Many of the market’s top cryptocurrencies, including Bitcoin (CRYPTO: BTC) and Ethereum (CRYPTO: ETH), set record highs over the past year. That bullish stampede was driven by the newly approved spot price ETFs for Bitcoin and Ethereum, which brought in more institutional and retail investors; lower interest rates, which generated tailwinds for speculative investments; and the Trump administration’s more crypto-friendly policies. The devaluation of the U.S. dollar and other fiat currencies amplified those gains.
But as the crypto market heats up again, should investors be bracing for another crypto winter?
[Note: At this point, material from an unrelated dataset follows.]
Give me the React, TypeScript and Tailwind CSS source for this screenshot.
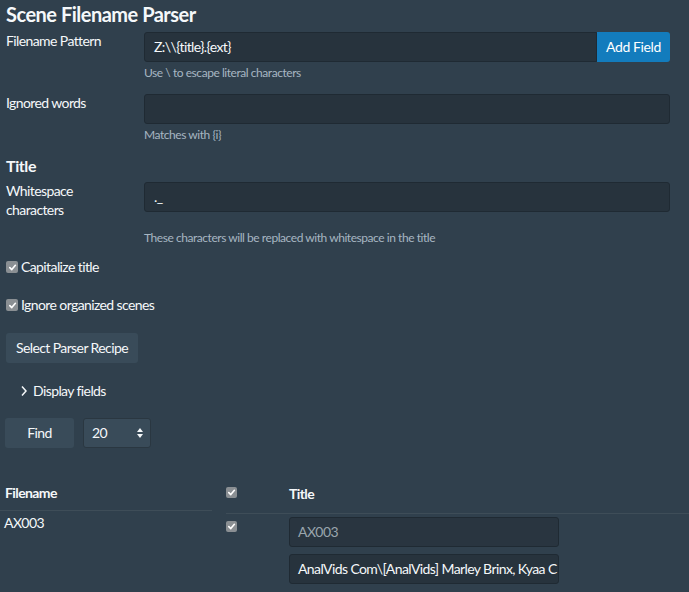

The crypto market has already crashed three times over the past decade — in 2014, 2018, and 2022 — so it might be due for another downturn. Let’s weigh the bull and bear cases for the market to decide.
The bulls expect crypto prices to keep rising as interest rates decline, fiat currencies soften, and “blue chip” cryptocurrencies like Bitcoin and Ether are adopted as “digital gold.” The big institutional inflows into their spot price ETFs over the past year support that bullish thesis.
As more institutional investors, companies, and countries accumulate Bitcoin, it should be more widely used for mainstream payments. Other cryptocurrencies, especially stablecoins, should benefit from that shift toward digitally native payments. More real-world assets could also be tokenized on those blockchains for secure transactions.
Proof of stake (PoS) blockchains like Ethereum — which support the smart contracts used to develop decentralized apps (dApps), non-fungible tokens (NFTs), and other crypto assets — should draw in more developers. The growth of that ecosystem should challenge centralized app stores while stabilizing the prices of their underlying cryptocurrencies. Proof of work (PoW) blockchains like Bitcoin, which need to be mined, will continue to be valued by their scarcity.
As that happens, financial regulators should provide clearer rules for trading and spending cryptocurrencies. That clarity could spark even bigger institutional investments. Protracted geopolitical conflicts and macro headwinds could also make them appealing safe-haven plays.
Lastly, history doesn’t necessarily have to repeat itself. The three crypto winters of the past decade were mainly caused by technical failures, which weeded out the weaker tokens and exchanges.